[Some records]
—————

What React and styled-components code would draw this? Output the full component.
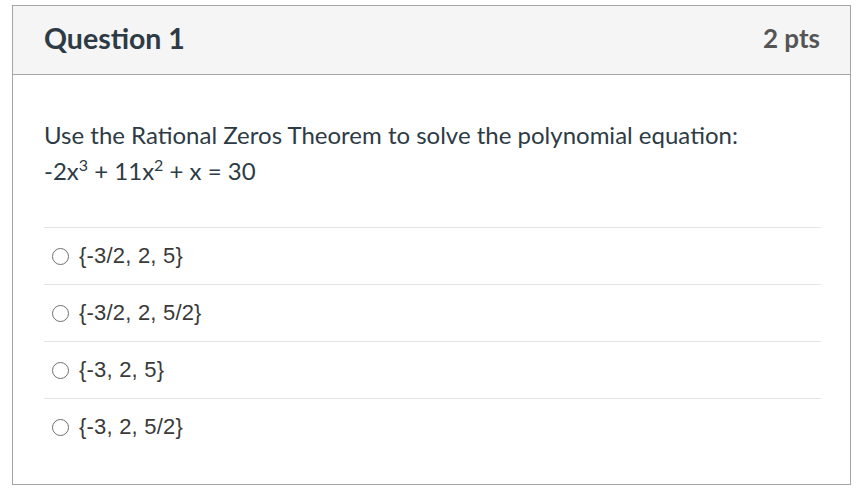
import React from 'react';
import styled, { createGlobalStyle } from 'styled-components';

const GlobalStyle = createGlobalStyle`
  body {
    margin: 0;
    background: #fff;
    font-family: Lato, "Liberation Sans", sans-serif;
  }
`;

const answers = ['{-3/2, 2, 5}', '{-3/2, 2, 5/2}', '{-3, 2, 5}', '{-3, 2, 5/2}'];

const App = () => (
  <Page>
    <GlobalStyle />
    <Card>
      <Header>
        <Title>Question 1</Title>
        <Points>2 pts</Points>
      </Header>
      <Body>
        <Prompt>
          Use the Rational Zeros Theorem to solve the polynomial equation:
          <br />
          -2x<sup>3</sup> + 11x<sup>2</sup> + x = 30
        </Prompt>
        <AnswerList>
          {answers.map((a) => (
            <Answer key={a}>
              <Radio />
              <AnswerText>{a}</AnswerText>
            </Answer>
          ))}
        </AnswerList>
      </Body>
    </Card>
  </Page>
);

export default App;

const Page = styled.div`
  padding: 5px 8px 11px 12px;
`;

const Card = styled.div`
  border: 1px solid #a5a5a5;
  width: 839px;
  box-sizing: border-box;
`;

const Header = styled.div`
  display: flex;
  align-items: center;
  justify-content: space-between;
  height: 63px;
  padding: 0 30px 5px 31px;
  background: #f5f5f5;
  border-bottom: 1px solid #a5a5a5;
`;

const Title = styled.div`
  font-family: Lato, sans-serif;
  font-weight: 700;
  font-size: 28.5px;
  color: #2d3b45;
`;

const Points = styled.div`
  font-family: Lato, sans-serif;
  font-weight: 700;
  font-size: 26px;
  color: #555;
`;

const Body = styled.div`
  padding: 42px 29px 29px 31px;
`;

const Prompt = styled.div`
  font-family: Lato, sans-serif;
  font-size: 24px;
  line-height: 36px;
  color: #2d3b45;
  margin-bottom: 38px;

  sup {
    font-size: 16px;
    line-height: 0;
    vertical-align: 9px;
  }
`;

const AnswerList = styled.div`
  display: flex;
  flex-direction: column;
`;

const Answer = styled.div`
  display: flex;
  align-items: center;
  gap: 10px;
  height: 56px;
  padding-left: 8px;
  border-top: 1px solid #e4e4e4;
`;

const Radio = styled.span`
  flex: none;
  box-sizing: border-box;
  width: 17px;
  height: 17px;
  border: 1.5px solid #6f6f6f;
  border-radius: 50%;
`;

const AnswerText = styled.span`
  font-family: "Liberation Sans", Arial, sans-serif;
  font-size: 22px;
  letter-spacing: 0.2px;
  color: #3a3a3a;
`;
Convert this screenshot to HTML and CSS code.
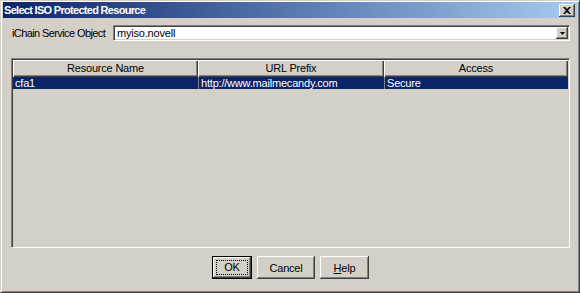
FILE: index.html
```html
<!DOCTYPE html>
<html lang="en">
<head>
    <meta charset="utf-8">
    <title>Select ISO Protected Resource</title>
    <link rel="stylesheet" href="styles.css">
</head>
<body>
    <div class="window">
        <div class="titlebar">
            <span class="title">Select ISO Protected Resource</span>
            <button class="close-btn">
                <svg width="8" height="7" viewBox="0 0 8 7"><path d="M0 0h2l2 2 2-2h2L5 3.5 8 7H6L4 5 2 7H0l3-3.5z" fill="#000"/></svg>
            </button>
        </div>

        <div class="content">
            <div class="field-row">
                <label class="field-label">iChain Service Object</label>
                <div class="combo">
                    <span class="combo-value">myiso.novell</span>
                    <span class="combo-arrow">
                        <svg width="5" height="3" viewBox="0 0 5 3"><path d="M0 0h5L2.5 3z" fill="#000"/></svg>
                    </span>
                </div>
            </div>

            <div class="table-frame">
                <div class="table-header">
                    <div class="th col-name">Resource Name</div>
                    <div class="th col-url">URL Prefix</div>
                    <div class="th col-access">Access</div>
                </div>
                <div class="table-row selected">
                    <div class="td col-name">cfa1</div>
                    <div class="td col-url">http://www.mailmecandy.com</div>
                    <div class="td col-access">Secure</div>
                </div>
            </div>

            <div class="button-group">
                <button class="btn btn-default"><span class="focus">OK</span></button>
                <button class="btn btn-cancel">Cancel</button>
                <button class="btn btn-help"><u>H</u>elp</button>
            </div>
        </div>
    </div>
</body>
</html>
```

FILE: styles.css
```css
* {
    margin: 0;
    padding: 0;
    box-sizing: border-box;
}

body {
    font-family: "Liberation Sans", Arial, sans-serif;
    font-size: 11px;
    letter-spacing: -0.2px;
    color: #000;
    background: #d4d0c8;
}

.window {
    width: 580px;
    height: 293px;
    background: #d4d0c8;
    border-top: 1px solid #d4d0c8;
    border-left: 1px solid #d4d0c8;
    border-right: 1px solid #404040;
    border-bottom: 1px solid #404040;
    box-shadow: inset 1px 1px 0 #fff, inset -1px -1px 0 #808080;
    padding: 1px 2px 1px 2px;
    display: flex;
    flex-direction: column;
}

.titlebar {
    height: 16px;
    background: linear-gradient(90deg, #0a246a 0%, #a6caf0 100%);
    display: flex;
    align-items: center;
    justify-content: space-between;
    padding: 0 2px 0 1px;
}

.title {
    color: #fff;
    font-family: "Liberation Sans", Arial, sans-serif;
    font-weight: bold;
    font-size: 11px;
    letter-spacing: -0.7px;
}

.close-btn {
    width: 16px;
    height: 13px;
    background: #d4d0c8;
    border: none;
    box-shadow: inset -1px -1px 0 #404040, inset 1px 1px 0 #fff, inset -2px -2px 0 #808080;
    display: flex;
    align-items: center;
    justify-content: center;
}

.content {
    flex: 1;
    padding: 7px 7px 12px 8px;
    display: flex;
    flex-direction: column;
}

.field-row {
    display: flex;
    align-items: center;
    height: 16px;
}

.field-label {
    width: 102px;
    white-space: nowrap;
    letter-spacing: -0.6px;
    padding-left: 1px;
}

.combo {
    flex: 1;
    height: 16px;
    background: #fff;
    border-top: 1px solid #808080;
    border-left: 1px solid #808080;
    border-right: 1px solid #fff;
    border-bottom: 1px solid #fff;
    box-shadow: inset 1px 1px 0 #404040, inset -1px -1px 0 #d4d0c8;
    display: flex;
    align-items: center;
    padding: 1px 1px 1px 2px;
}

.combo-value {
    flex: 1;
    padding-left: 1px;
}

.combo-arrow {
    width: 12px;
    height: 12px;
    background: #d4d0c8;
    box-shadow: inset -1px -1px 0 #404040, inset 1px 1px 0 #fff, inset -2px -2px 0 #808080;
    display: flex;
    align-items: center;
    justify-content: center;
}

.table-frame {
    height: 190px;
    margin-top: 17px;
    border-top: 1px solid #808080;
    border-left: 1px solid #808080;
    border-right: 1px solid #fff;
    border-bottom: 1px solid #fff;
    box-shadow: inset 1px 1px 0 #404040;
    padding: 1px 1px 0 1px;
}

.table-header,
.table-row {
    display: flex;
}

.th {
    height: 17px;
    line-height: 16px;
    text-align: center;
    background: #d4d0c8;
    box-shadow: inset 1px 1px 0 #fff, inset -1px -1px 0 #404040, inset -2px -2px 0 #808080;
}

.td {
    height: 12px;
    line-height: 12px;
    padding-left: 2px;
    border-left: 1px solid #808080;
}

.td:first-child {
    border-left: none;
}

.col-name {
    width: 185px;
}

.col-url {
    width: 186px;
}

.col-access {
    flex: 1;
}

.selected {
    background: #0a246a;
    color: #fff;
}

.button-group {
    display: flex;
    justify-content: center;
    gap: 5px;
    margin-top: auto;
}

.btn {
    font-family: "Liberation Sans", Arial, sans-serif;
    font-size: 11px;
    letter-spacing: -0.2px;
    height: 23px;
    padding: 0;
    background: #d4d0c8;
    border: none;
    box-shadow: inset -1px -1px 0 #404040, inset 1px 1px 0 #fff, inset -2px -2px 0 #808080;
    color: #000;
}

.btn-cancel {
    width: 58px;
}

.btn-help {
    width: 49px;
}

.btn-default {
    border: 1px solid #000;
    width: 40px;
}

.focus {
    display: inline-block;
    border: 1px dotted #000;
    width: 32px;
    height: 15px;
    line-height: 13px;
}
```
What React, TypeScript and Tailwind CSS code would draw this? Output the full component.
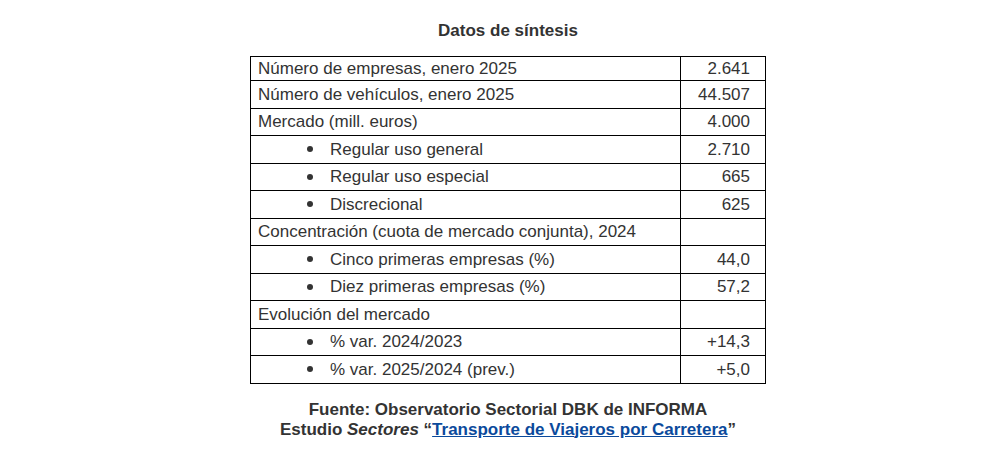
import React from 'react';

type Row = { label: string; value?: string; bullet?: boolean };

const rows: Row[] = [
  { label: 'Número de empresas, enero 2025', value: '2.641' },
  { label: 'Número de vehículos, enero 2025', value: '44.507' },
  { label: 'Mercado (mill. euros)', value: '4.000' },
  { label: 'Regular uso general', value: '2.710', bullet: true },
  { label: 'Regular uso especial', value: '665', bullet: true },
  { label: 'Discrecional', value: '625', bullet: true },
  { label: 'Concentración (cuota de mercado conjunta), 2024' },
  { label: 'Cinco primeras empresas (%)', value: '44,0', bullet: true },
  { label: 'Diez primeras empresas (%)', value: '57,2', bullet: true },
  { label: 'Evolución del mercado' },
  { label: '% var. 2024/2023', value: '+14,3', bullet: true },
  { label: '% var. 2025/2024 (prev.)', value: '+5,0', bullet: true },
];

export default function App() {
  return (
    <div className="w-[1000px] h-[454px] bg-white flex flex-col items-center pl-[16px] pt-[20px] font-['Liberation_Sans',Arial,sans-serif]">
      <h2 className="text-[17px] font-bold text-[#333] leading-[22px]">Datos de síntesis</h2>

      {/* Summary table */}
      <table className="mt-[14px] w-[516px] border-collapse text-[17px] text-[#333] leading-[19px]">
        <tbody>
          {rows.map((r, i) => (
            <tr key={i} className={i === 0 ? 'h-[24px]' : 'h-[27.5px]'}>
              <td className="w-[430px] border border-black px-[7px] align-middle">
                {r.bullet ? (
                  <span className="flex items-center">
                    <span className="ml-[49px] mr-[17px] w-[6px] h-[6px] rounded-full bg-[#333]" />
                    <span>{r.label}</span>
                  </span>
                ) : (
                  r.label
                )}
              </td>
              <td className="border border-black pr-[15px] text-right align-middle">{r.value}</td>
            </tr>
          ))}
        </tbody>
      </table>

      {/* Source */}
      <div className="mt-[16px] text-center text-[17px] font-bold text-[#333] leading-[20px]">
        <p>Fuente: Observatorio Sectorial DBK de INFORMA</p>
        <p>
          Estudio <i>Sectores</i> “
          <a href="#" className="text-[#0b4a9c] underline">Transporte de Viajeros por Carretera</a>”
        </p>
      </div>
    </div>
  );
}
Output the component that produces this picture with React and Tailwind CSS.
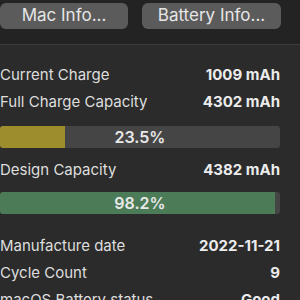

—————

#### SET EXERCISE
Your task is to reproduce only the lines from the one with "What React, TypeScript" through the one with "string; value?: string;", keeping both ends. Skip every picture.

#### FULL ANSWER
What React, TypeScript and Tailwind CSS code would draw this? Output the full component.
import React from 'react';

type Row = { label: string; value?: string; bullet?: boolean };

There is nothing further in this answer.